- Stored records -
-.-.-
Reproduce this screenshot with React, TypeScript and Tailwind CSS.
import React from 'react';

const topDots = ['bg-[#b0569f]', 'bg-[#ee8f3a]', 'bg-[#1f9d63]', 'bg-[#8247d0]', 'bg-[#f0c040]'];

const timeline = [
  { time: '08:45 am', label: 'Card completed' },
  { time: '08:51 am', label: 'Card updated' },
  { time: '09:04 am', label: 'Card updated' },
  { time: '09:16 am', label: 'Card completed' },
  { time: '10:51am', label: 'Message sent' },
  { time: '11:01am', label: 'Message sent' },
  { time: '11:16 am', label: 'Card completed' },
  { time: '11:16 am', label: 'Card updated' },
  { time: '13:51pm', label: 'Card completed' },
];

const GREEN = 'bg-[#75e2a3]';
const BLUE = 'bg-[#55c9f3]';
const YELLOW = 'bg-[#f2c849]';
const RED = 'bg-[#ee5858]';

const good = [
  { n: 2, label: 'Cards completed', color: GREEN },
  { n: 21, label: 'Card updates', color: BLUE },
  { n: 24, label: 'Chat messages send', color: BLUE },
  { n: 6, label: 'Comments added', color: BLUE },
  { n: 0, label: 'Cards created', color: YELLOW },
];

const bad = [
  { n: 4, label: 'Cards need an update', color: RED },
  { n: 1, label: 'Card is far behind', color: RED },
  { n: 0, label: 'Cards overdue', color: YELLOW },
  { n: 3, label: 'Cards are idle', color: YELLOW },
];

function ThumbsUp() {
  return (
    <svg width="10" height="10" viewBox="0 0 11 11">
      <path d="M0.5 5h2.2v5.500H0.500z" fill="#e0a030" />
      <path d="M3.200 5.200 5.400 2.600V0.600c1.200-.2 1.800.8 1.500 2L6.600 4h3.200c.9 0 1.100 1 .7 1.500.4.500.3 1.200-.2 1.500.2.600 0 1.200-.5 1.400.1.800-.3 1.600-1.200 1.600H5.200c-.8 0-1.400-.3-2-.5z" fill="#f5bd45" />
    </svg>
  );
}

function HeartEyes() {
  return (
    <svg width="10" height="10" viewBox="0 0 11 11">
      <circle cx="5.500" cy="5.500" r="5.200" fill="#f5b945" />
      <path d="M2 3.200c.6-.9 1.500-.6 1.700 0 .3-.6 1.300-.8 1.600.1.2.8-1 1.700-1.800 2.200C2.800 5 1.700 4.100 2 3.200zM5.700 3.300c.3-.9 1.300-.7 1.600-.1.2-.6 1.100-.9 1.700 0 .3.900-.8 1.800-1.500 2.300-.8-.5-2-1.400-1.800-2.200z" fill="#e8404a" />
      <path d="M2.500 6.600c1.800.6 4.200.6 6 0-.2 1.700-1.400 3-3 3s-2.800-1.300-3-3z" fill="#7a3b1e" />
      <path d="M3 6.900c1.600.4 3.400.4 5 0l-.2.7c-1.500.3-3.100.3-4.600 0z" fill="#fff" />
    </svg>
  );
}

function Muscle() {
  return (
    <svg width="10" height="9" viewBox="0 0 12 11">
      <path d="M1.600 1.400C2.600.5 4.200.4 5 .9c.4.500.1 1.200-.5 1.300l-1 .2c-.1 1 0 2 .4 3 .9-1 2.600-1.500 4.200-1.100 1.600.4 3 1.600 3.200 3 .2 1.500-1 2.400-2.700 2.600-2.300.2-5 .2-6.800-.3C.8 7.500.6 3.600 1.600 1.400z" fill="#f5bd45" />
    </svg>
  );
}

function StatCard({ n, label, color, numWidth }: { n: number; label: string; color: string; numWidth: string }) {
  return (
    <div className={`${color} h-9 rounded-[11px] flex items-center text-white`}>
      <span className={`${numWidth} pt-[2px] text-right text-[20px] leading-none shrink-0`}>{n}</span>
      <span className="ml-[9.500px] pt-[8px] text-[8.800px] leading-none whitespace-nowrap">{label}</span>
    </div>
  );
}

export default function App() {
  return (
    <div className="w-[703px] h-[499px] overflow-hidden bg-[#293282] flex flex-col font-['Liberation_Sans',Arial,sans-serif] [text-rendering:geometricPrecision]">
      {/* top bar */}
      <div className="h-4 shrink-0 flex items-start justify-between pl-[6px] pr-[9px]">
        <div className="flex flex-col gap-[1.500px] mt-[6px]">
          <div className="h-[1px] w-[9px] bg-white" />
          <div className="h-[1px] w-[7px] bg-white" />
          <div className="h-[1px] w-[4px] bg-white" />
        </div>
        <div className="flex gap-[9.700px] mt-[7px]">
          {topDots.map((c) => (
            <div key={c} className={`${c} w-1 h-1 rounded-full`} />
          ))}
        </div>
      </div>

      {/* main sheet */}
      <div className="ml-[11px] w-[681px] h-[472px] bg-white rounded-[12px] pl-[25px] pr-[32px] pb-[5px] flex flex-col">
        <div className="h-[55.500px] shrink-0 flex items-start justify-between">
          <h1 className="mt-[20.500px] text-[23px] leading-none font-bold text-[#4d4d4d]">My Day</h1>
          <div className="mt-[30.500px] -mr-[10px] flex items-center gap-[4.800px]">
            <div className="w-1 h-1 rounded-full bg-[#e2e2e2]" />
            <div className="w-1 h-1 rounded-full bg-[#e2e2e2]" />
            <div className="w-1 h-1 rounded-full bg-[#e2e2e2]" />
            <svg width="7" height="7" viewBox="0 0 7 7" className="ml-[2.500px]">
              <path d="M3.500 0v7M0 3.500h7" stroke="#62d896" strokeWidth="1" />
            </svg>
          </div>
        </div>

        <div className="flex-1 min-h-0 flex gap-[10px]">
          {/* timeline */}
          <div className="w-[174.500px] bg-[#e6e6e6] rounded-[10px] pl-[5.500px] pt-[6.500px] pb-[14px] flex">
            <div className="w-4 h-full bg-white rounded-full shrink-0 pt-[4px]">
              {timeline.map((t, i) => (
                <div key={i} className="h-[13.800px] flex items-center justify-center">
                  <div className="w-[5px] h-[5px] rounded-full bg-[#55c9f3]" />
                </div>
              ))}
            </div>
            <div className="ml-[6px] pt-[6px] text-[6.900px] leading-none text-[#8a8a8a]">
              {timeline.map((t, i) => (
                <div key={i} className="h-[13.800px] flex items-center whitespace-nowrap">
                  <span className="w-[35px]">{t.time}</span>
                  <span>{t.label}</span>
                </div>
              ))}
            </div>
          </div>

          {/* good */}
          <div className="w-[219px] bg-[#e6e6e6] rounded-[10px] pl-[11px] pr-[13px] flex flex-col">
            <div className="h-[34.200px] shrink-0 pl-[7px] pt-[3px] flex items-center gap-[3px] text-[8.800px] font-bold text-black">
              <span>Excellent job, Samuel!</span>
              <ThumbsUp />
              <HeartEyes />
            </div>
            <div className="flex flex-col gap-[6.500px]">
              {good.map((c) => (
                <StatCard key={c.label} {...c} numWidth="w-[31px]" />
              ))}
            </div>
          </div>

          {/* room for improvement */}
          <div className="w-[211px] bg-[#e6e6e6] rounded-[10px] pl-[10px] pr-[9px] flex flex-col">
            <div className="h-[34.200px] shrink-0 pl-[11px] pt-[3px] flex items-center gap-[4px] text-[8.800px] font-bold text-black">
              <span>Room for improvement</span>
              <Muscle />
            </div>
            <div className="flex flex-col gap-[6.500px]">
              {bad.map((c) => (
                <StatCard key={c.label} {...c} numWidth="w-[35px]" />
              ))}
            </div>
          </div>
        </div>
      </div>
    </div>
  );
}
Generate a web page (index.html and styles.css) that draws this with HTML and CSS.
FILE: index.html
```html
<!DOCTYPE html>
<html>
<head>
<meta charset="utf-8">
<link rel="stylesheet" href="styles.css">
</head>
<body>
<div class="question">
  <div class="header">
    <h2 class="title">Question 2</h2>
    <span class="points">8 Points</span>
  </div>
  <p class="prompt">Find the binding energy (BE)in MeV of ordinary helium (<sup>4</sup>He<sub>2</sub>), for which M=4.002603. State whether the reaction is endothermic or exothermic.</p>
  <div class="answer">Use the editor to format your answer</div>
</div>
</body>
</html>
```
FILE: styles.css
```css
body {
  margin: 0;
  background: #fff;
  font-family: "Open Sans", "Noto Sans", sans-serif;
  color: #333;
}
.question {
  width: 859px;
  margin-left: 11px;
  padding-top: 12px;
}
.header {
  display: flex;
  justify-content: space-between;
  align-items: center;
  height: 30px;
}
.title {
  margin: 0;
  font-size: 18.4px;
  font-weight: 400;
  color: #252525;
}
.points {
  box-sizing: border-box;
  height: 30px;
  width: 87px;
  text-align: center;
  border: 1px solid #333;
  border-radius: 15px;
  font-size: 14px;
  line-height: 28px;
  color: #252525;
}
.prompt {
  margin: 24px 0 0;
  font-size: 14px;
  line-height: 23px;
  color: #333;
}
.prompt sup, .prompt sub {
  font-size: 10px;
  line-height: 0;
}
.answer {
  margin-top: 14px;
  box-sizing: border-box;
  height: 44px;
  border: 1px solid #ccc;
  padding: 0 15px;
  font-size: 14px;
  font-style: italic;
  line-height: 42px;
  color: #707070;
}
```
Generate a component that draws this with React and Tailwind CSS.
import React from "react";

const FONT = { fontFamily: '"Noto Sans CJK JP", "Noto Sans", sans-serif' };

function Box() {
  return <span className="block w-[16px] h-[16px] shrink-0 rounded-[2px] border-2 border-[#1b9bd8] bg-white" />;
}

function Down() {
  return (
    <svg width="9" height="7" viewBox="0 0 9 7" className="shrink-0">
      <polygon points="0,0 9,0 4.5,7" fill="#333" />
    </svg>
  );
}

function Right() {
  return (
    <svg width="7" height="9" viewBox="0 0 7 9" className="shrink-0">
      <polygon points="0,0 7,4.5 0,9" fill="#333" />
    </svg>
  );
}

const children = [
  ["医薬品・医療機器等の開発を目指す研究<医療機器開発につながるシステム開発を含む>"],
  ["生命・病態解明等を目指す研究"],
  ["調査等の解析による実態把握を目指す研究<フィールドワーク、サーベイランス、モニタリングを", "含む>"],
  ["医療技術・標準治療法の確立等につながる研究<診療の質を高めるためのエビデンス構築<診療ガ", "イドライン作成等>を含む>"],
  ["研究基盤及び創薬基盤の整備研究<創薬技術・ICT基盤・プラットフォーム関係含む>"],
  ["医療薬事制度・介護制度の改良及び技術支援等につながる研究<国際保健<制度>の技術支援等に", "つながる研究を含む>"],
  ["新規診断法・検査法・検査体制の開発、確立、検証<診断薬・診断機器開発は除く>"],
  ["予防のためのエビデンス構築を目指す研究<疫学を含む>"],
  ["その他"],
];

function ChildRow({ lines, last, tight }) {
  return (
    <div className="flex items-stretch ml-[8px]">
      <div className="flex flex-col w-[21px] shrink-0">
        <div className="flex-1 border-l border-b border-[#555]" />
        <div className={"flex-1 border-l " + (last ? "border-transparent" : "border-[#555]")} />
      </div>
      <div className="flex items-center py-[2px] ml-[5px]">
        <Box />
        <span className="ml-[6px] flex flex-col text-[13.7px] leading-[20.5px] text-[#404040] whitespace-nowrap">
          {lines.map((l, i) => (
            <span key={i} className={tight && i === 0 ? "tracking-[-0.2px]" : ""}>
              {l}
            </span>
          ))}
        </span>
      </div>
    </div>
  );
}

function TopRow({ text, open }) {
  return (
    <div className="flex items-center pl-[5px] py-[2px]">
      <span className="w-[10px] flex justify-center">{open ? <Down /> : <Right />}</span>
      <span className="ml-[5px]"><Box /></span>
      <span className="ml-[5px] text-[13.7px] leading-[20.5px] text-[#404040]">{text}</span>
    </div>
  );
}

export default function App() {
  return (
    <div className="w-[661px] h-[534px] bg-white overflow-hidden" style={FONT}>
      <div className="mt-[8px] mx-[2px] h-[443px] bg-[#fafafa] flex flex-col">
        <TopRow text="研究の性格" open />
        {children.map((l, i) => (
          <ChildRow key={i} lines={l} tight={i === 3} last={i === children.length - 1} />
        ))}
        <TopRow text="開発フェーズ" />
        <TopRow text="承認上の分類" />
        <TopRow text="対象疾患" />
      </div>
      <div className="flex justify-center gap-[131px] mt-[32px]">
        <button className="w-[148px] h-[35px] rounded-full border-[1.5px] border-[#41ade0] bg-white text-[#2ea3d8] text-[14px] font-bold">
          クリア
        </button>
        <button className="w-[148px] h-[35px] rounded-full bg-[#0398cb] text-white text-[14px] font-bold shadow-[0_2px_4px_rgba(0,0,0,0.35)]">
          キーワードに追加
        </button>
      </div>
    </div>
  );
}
-.-.-
Find each line holding the word "with" and copy it.

- Finished task -
Reproduce this screenshot with React, TypeScript and Tailwind CSS.
Generate a web page (index.html and styles.css) that draws this with HTML and CSS.
Generate a component that draws this with React and Tailwind CSS.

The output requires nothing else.